Last night a spokesperson for the Irish police said: "An Garda Siochana have nothing further to add to the recent response given to Mr Lownie."
Lownie was told of the decision to continue withholding the records by Chief Superintendent Matthew Nyland of Crime Legal Section, based at Garda HQ in Phoenix Park, Dublin.
Classiebawn Castle was the holiday home of Earl Mountbatten and his family between 1969 and the time of his murder at the hands of the IRA in August 1979.
Lownie told the Belfast Telegraph two months ago how he spoke to two boys who had been trafficked to Classiebawn Castle to provide sexual services to Mountbatten - 'Sean' from Kincora House in Belfast and 'Amal', who had been trafficked to Sligo from London via Belfast.
The two boys were driven to Classiebawn House from Kincora in east Belfast by the late Joseph Mains in August 1977. He is believed to have made regular trips there from Kincora.
In 2015 another Kincora resident, Richard Kerr, told the Belfast Telegraph how he became the favourite of Mains, the warden.
Mains told him he had been fond of another boy who had died, and promised to look out for Mr Kerr.
The boy who had died is believed to have drowned some months after being trafficked to Classiebawn Castle.
His name was Stephen Waring, who, like Sean and Amal, was trafficked to Classiebawn in August 1977 from Kincora.
According to Village magazine, Waring died by suicide within a few months of his encounter with Mountbatten.
He had escaped from Kincora to Liverpool where "he was captured and put back on the Belfast-Liverpool Monarch Ferry from which he plunged into the sea of November 1977".
His body was never recovered.
Lownie said last September that he had written to Mr Harris for help in uncovering secret Garda logs of Northern Ireland-registered cars allegedly trafficking young boys from Belfast.
Lownie (below) is now writing to the Irish Government and the Garda Commissioner to narrow down his request for the Garda logs to August 1977.
"There was no murder plot against Lord Mountbatten in 1977, so why all the official secrecy?" he said last night.
So, who wanted Mountbatten "silenced". And why?
The late Deputy First Minister and former IRA chief of staff Martin McGuinness was the man who gave the go-ahead for the attack on Lord Mountbatten and the bomb ambush that killed 18 soldiers at Narrow Water in Warrenpoint later that same day.

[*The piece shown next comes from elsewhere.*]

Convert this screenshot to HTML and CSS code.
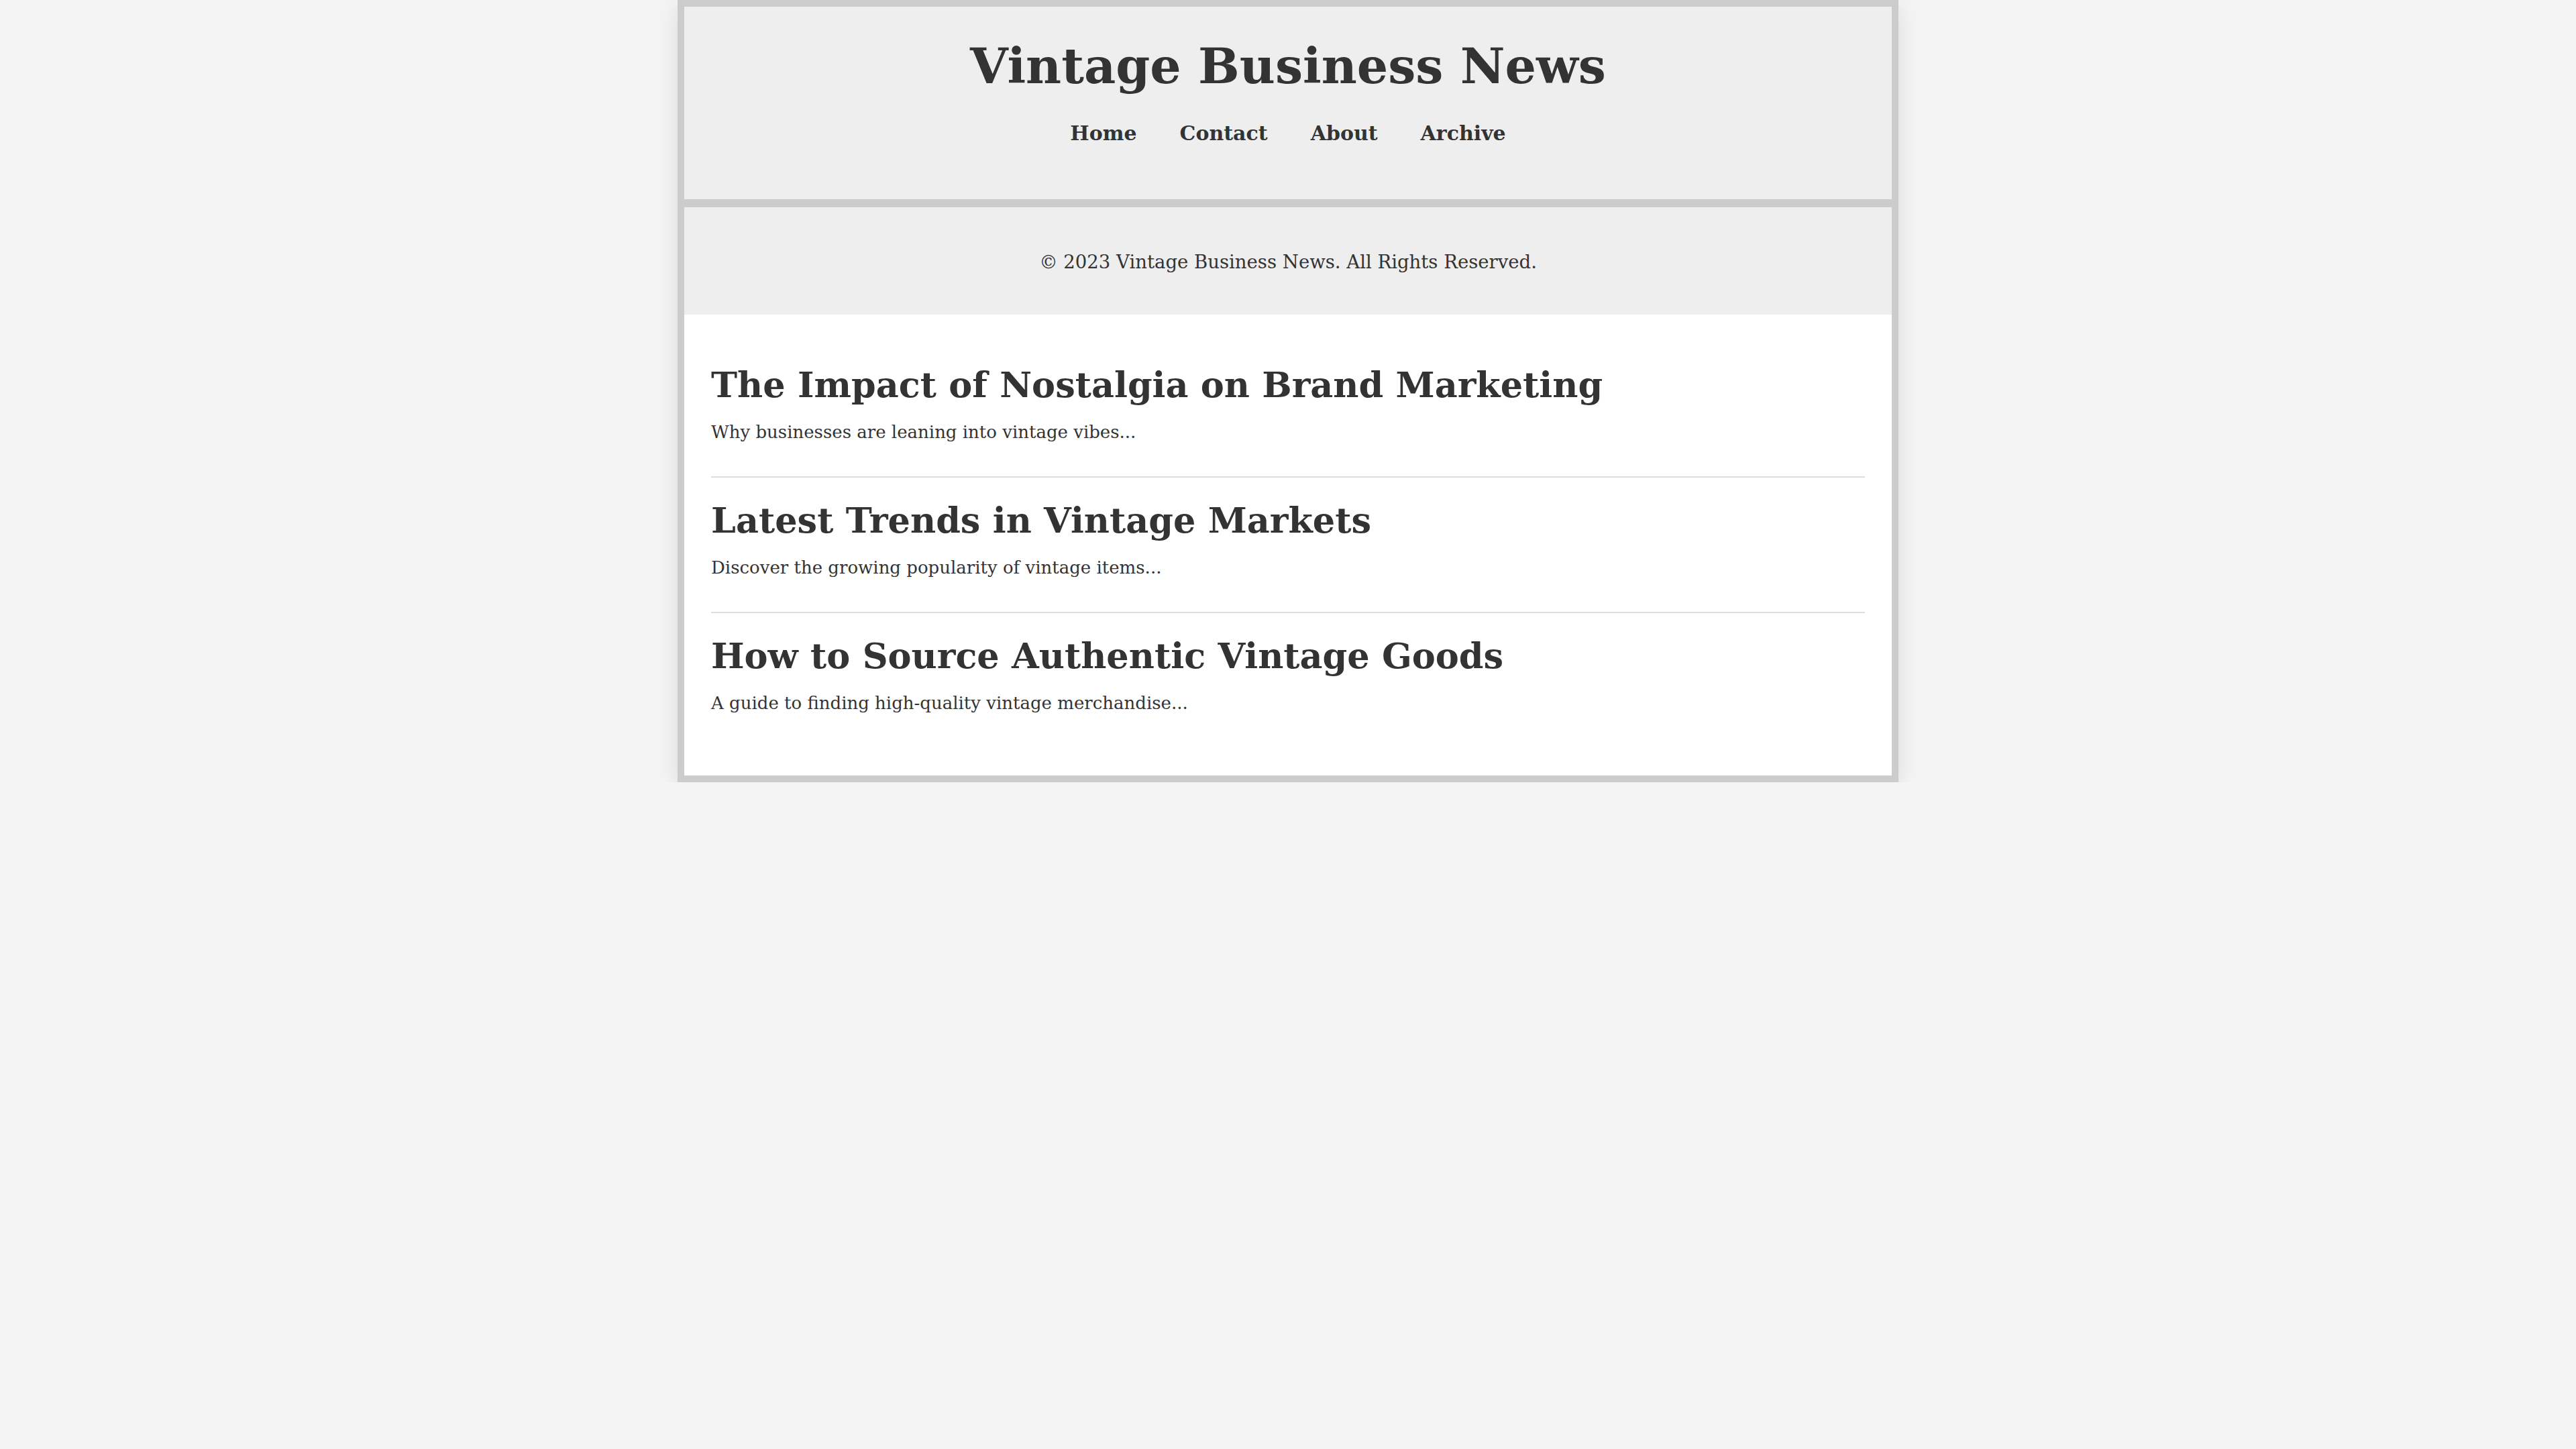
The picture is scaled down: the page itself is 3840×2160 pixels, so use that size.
FILE: index.html
```html
<!DOCTYPE html>
<html lang="en">
<head>
<meta charset="utf-8">
<title>Vintage Business News</title>
<link rel="stylesheet" href="styles.css">
</head>
<body>
<div class="page">
  <header class="masthead">
    <h1 class="site-title">Vintage Business News</h1>
    <nav class="site-nav">
      <a href="#">Home</a>
      <a href="#">Contact</a>
      <a href="#">About</a>
      <a href="#">Archive</a>
    </nav>
  </header>
  <footer class="site-footer">
    <p>&copy; 2023 Vintage Business News. All Rights Reserved.</p>
  </footer>
  <main class="articles">
    <article class="article">
      <h2>The Impact of Nostalgia on Brand Marketing</h2>
      <p>Why businesses are leaning into vintage vibes...</p>
    </article>
    <article class="article">
      <h2>Latest Trends in Vintage Markets</h2>
      <p>Discover the growing popularity of vintage items...</p>
    </article>
    <article class="article">
      <h2>How to Source Authentic Vintage Goods</h2>
      <p>A guide to finding high-quality vintage merchandise...</p>
    </article>
  </main>
</div>
</body>
</html>
```

FILE: styles.css
```css
* {
  box-sizing: border-box;
}

body {
  margin: 0;
  background: #f4f4f4;
  color: #333;
  font-family: "DejaVu Serif", Georgia, serif;
}

.page {
  width: 1820px;
  margin: 0 auto;
  border: 10px solid #ccc;
  background: #fff;
  box-shadow: 0 10px 30px rgba(0, 0, 0, 0.1);
}

.masthead {
  background: #eee;
  border-bottom: 12px solid #ccc;
  text-align: center;
  padding: 43px 40px 78px;
}

.site-title {
  margin: 0;
  font-size: 73px;
  line-height: 90px;
  font-weight: bold;
  color: #333;
}

.site-nav {
  margin-top: 36px;
  display: flex;
  justify-content: center;
  gap: 64px;
  line-height: 40px;
}

.site-nav a {
  color: #333;
  text-decoration: none;
  font-weight: bold;
  font-size: 30px;
}

.site-footer {
  background: #eee;
  text-align: center;
  padding: 61px 40px 59px;
}

.site-footer p {
  margin: 0;
  font-size: 27.5px;
  line-height: 40px;
}

.articles {
  background: #fff;
  padding: 41px 40px 42px;
}

.article {
  padding: 29px 0 42px;
  border-bottom: 2px solid #ddd;
}

.article:last-child {
  border-bottom: none;
}

.article h2 {
  margin: 0;
  font-size: 52.5px;
  line-height: 70px;
  font-weight: bold;
  color: #333;
}

.article p {
  margin: 11px 0 0;
  font-size: 26px;
  line-height: 48px;
}
```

McGuinness had purportedly been embarrassed that the rival INLA had killed Airey Neave MP, widely tipped to be Margaret Thatcher's first choice as Northern Ireland Secretary if she won the forthcoming election, which she did, shortly after Neave's death.

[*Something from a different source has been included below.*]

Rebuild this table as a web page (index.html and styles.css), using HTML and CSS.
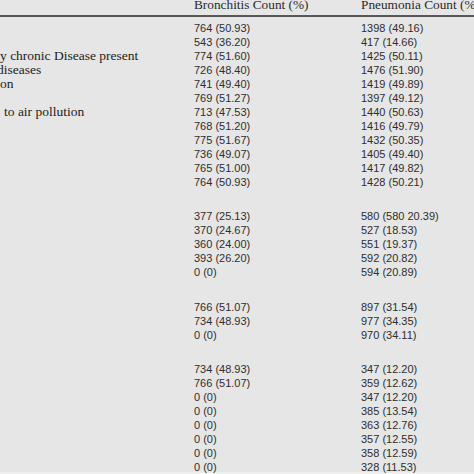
FILE: index.html
```html
<!DOCTYPE html>
<html>
<head>
<meta charset="utf-8">
<link rel="stylesheet" href="styles.css">
</head>
<body>
<div class="sheet">
  <div class="head">
    <div class="cell label"></div>
    <div class="cell col">Bronchitis Count (%)</div>
    <div class="cell col">Pneumonia Count (%)</div>
  </div>
  <div class="body">
    <div class="group g1">
      <div class="row"><div class="label"></div><div class="col">764 (50.93)</div><div class="col">1398 (49.16)</div></div>
      <div class="row"><div class="label"></div><div class="col">543 (36.20)</div><div class="col">417 (14.66)</div></div>
      <div class="row"><div class="label"><span class="lbl">y chronic Disease present</span></div><div class="col">774 (51.60)</div><div class="col">1425 (50.11)</div></div>
      <div class="row"><div class="label"><span class="lbl cut-d">diseases</span></div><div class="col">726 (48.40)</div><div class="col">1476 (51.90)</div></div>
      <div class="row"><div class="label"><span class="lbl">on</span></div><div class="col">741 (49.40)</div><div class="col">1419 (49.89)</div></div>
      <div class="row"><div class="label"></div><div class="col">769 (51.27)</div><div class="col">1397 (49.12)</div></div>
      <div class="row"><div class="label"><span class="lbl ind">to air pollution</span></div><div class="col">713 (47.53)</div><div class="col">1440 (50.63)</div></div>
      <div class="row"><div class="label"></div><div class="col">768 (51.20)</div><div class="col">1416 (49.79)</div></div>
      <div class="row"><div class="label"></div><div class="col">775 (51.67)</div><div class="col">1432 (50.35)</div></div>
      <div class="row"><div class="label"></div><div class="col">736 (49.07)</div><div class="col">1405 (49.40)</div></div>
      <div class="row"><div class="label"></div><div class="col">765 (51.00)</div><div class="col">1417 (49.82)</div></div>
      <div class="row"><div class="label"></div><div class="col">764 (50.93)</div><div class="col">1428 (50.21)</div></div>
    </div>
    <div class="group g2">
      <div class="row"><div class="label"></div><div class="col">377 (25.13)</div><div class="col">580 (580 20.39)</div></div>
      <div class="row"><div class="label"></div><div class="col">370 (24.67)</div><div class="col">527 (18.53)</div></div>
      <div class="row"><div class="label"></div><div class="col">360 (24.00)</div><div class="col">551 (19.37)</div></div>
      <div class="row"><div class="label"></div><div class="col">393 (26.20)</div><div class="col">592 (20.82)</div></div>
      <div class="row"><div class="label"></div><div class="col">0 (0)</div><div class="col">594 (20.89)</div></div>
    </div>
    <div class="group g3">
      <div class="row"><div class="label"></div><div class="col">766 (51.07)</div><div class="col">897 (31.54)</div></div>
      <div class="row"><div class="label"></div><div class="col">734 (48.93)</div><div class="col">977 (34.35)</div></div>
      <div class="row"><div class="label"></div><div class="col">0 (0)</div><div class="col">970 (34.11)</div></div>
    </div>
    <div class="group g4">
      <div class="row"><div class="label"></div><div class="col">734 (48.93)</div><div class="col">347 (12.20)</div></div>
      <div class="row"><div class="label"></div><div class="col">766 (51.07)</div><div class="col">359 (12.62)</div></div>
      <div class="row"><div class="label"></div><div class="col">0 (0)</div><div class="col">347 (12.20)</div></div>
      <div class="row"><div class="label"></div><div class="col">0 (0)</div><div class="col">385 (13.54)</div></div>
      <div class="row"><div class="label"></div><div class="col">0 (0)</div><div class="col">363 (12.76)</div></div>
      <div class="row"><div class="label"></div><div class="col">0 (0)</div><div class="col">357 (12.55)</div></div>
      <div class="row"><div class="label"></div><div class="col">0 (0)</div><div class="col">358 (12.59)</div></div>
      <div class="row"><div class="label"></div><div class="col">0 (0)</div><div class="col">328 (11.53)</div></div>
    </div>
  </div>
</div>
</body>
</html>
```

FILE: styles.css
```css
html, body {
  margin: 0;
  padding: 0;
  width: 474px;
  height: 474px;
  overflow: hidden;
  background: #efefef;
}

.sheet {
  height: 472px;
  background: #e6e6e6;
}

.head {
  display: flex;
  height: 15px;
  border-bottom: 2px solid #585858;
  font-family: "Liberation Serif", "DejaVu Serif", serif;
  font-size: 13.3px;
  line-height: 10px;
  color: #2a2a2a;
  white-space: nowrap;
}

.label {
  width: 194px;
  flex: none;
  overflow: hidden;
  white-space: nowrap;
}

.col {
  width: 167px;
  flex: none;
  white-space: nowrap;
}

.col:last-child {
  width: 113px;
  overflow: hidden;
}

.body {
  padding-top: 4px;
  display: flex;
  flex-direction: column;
}

.g2 {
  margin-top: 20px;
}

.g3 {
  margin-top: 21px;
}

.g4 {
  margin-top: 20px;
}

.row {
  display: flex;
  align-items: baseline;
  height: 14px;
  font-family: "Liberation Sans", Arial, sans-serif;
  font-size: 11px;
  line-height: 14px;
  color: #2e2e2e;
}

.lbl {
  display: inline-block;
  font-family: "Liberation Serif", "DejaVu Serif", serif;
  font-size: 13.5px;
  color: #222;
}

.cut-d {
  margin-left: -3px;
}

.ind {
  margin-left: 4px;
}
```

McGuinness had promised the British "a long, hot summer" and, until now, that has been widely seen as the prime and sole motive behind Lord Mountbatten's assassination.

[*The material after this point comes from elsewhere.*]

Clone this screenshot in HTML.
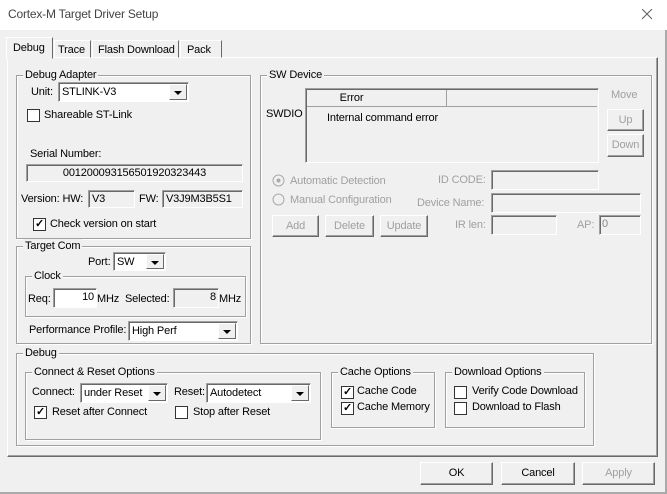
<!DOCTYPE html>
<html><head><style>
*{box-sizing:border-box;margin:0;padding:0}
body{width:667px;height:494px;background:#f0f0f0;font:11px "Liberation Sans",Arial,sans-serif;letter-spacing:-0.15px;color:#000;position:relative;overflow:hidden}
.a{position:absolute;white-space:nowrap}
.g{position:absolute;border:1px solid #a0a0a0;box-shadow:1px 1px 0 #fff, inset 1px 1px 0 #fff}
.gl{position:absolute;top:-8px;left:6px;background:#f0f0f0;padding:0 2px;line-height:14px}
.sunk{position:absolute;border:1px solid;border-color:#a0a0a0 #fff #fff #a0a0a0;box-shadow:inset 1px 1px 0 #696969}
.sel{position:absolute;background:#fff;border:1px solid;border-color:#a0a0a0 #fff #fff #a0a0a0;box-shadow:inset 1px 1px 0 #696969;padding:2px 0 0 3px;line-height:15px;overflow:hidden}
.sel::after{content:"";position:absolute;right:1px;top:1px;bottom:1px;width:16px;background:#f0f0f0;border:1px solid;border-color:#fff #696969 #696969 #fff}
.sel i{position:absolute;right:6px;top:8px;border:4px solid transparent;border-top:4px solid #000;border-bottom:0;z-index:2}
.cb{position:absolute;width:13px;height:13px;border:1px solid #333;background:#fff;font-size:11px;line-height:11px;text-align:center;font-weight:bold}
.btn{position:absolute;border:1px solid;border-color:#fff #696969 #696969 #fff;box-shadow:inset -1px -1px 0 #a0a0a0;text-align:center;line-height:20px}
.dis{color:#a0a0a0}
</style></head><body>
<div class="a" style="left:0;top:0;width:667px;height:30px;background:#fff"></div>
<div class="a" style="left:8px;top:7px;color:#444;font-size:12px;letter-spacing:-0.2px">Cortex-M Target Driver Setup</div>
<svg class="a" style="left:642px;top:9px" width="11" height="11"><path d="M0 0L10 10M10 0L0 10" stroke="#666" stroke-width="1.1"/></svg>
<div class="a" style="left:665px;top:30px;width:2px;height:464px;background:#aaa"></div>

<div class="a" style="left:7px;top:57px;width:651px;height:400px;border:1px solid;border-color:#fff #696969 #696969 #fff;box-shadow:inset -1px -1px 0 #a0a0a0"></div>
<div class="a" style="left:54px;top:40px;width:37px;height:18px;border:1px solid;border-color:#fff #696969 transparent #fff;padding:3px 0 0 3px">Trace</div>
<div class="a" style="left:92px;top:40px;width:87px;height:18px;border:1px solid;border-color:#fff #696969 transparent #fff;padding:3px 0 0 5px">Flash Download</div>
<div class="a" style="left:180px;top:40px;width:42px;height:18px;border:1px solid;border-color:#fff #696969 transparent #fff;padding:3px 0 0 6px">Pack</div>
<div class="a" style="left:6px;top:37px;width:47px;height:22px;background:#f0f0f0;border:1px solid;border-color:#fff #696969 transparent #fff;padding:4px 0 0 6px">Debug</div>

<div class="g" style="left:16px;top:75px;width:235px;height:164px"><span class="gl">Debug Adapter</span></div>
<div class="a" style="left:31px;top:86px">Unit:</div>
<div class="sel" style="left:58px;top:82px;width:131px;height:20px">STLINK-V3<i></i></div>
<div class="cb" style="left:27px;top:109px"></div><div class="a" style="left:44px;top:109px">Shareable ST-Link</div>
<div class="a" style="left:30px;top:148px">Serial Number:</div>
<div class="sunk" style="left:26px;top:164px;width:217px;height:18px;text-align:center;line-height:16px">001200093156501920323443</div>
<div class="a" style="left:21px;top:193px">Version: HW:</div>
<div class="sunk" style="left:88px;top:190px;width:47px;height:18px;padding-left:3px;line-height:16px">V3</div>
<div class="a" style="left:139px;top:193px">FW:</div>
<div class="sunk" style="left:162px;top:190px;width:81px;height:18px;padding-left:3px;line-height:16px">V3J9M3B5S1</div>
<div class="cb" style="left:33px;top:218px">✓</div><div class="a" style="left:50px;top:218px">Check version on start</div>

<div class="g" style="left:16px;top:246px;width:235px;height:98px"><span class="gl">Target Com</span></div>
<div class="a" style="left:88px;top:256px">Port:</div>
<div class="sel" style="left:113px;top:252px;width:53px;height:19px">SW<i></i></div>
<div class="g" style="left:25px;top:276px;width:221px;height:41px"><span class="gl">Clock</span></div>
<div class="a" style="left:28px;top:293px">Req:</div>
<div class="sunk" style="left:53px;top:288px;width:44px;height:20px;background:#fff;text-align:right;padding-right:2px;line-height:16px">10</div>
<div class="a" style="left:97px;top:293px">MHz</div>
<div class="a" style="left:125px;top:293px">Selected:</div>
<div class="sunk" style="left:173px;top:288px;width:46px;height:20px;text-align:right;padding-right:2px;line-height:16px">8</div>
<div class="a" style="left:219px;top:293px">MHz</div>
<div class="a" style="left:29px;top:324px">Performance Profile:</div>
<div class="sel" style="left:128px;top:321px;width:110px;height:20px">High Perf<i></i></div>

<div class="g" style="left:260px;top:75px;width:392px;height:269px"><span class="gl">SW Device</span></div>
<div class="a" style="left:266px;top:108px">SWDIO</div>
<div class="sunk" style="left:305px;top:88px;width:294px;height:75px"></div>
<div class="a" style="left:307px;top:90px;width:140px;height:17px;border-right:1px solid #a0a0a0;border-bottom:1px solid #a0a0a0;text-align:center;line-height:16px;padding-right:50px">Error</div>
<div class="a" style="left:447px;top:90px;width:150px;height:17px;border-bottom:1px solid #a0a0a0"></div>
<div class="a" style="left:327px;top:112px">Internal command error</div>
<div class="a dis" style="left:611px;top:89px">Move</div>
<div class="btn dis" style="left:607px;top:109px;width:37px;height:22px">Up</div>
<div class="btn dis" style="left:607px;top:134px;width:37px;height:23px">Down</div>
<svg class="a" style="left:272px;top:174px" width="13" height="13"><circle cx="6.5" cy="6.5" r="5.5" fill="#f0f0f0" stroke="#aaa"/><circle cx="6.5" cy="6.5" r="2" fill="#aaa"/></svg>
<div class="a dis" style="left:290px;top:175px">Automatic Detection</div>
<svg class="a" style="left:272px;top:193px" width="13" height="13"><circle cx="6.5" cy="6.5" r="5.5" fill="#f0f0f0" stroke="#aaa"/></svg>
<div class="a dis" style="left:290px;top:194px">Manual Configuration</div>
<div class="a dis" style="left:438px;top:174px">ID CODE:</div>
<div class="sunk" style="left:491px;top:170px;width:108px;height:20px"></div>
<div class="a dis" style="left:417px;top:197px">Device Name:</div>
<div class="sunk" style="left:491px;top:193px;width:150px;height:20px"></div>
<div class="btn dis" style="left:272px;top:215px;width:47px;height:22px">Add</div>
<div class="btn dis" style="left:325px;top:215px;width:49px;height:22px">Delete</div>
<div class="btn dis" style="left:380px;top:215px;width:48px;height:22px">Update</div>
<div class="a dis" style="left:455px;top:219px">IR len:</div>
<div class="sunk" style="left:491px;top:215px;width:66px;height:20px"></div>
<div class="a dis" style="left:577px;top:219px">AP:</div>
<div class="sunk" style="left:599px;top:215px;width:42px;height:20px;padding-left:2px;line-height:16px;color:#888">0</div>

<div class="g" style="left:16px;top:353px;width:578px;height:93px"><span class="gl">Debug</span></div>
<div class="g" style="left:25px;top:372px;width:296px;height:68px"><span class="gl">Connect &amp; Reset Options</span></div>
<div class="a" style="left:32px;top:386px">Connect:</div>
<div class="sel" style="left:80px;top:383px;width:88px;height:20px">under Reset<i></i></div>
<div class="a" style="left:174px;top:386px">Reset:</div>
<div class="sel" style="left:206px;top:383px;width:105px;height:20px">Autodetect<i></i></div>
<div class="cb" style="left:34px;top:406px">✓</div><div class="a" style="left:52px;top:406px">Reset after Connect</div>
<div class="cb" style="left:175px;top:406px"></div><div class="a" style="left:193px;top:406px">Stop after Reset</div>
<div class="g" style="left:331px;top:372px;width:104px;height:56px"><span class="gl">Cache Options</span></div>
<div class="cb" style="left:341px;top:386px">✓</div><div class="a" style="left:357px;top:385px">Cache Code</div>
<div class="cb" style="left:341px;top:402px">✓</div><div class="a" style="left:357px;top:401px">Cache Memory</div>
<div class="g" style="left:445px;top:372px;width:140px;height:56px"><span class="gl">Download Options</span></div>
<div class="cb" style="left:454px;top:386px"></div><div class="a" style="left:472px;top:385px">Verify Code Download</div>
<div class="cb" style="left:454px;top:402px"></div><div class="a" style="left:472px;top:401px">Download to Flash</div>

<div class="btn" style="left:420px;top:462px;width:73px;height:23px">OK</div>
<div class="btn" style="left:501px;top:462px;width:74px;height:23px">Cancel</div>
<div class="btn dis" style="left:582px;top:462px;width:73px;height:23px">Apply</div>
<div class="a" style="left:0;top:492px;width:667px;height:2px;background:#aaa"></div>
</body></html>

Former Army captain and intelligence officer Colin Wallace, who refused to become involved in 'Clockwork Orange', an attempt to smear various senior British politicians, including Sir Harold Wilson in the 1970s, also tried to warn about Kincora several years before the RUC finally intervened.
Last night Wallace said: "This all goes way, way back to some elements of British military intelligence meddling in politics.
"There were widespread suspicions about the true motivation behind the murder of Airey Neave in 1979 and I think the rot really set in with the Wilson plot.
"Why was this all not disclosed to both the Terry Inquiry and the Hart Inquiry, let alone disclosed to members of the British Parliament?
"I'll tell you why.
"The big danger is that this was all an enormous ball of spaghetti. Once one strand started to unravel, the whole thing would have followed.
"The state wanted to block anything embarrassing from leaking out.
"Once they had started, they simply couldn't stop. And that included misleading the Houses of Parliament.
"Whether or not it went further than that should be the subject of a new, fully-sworn public inquiry."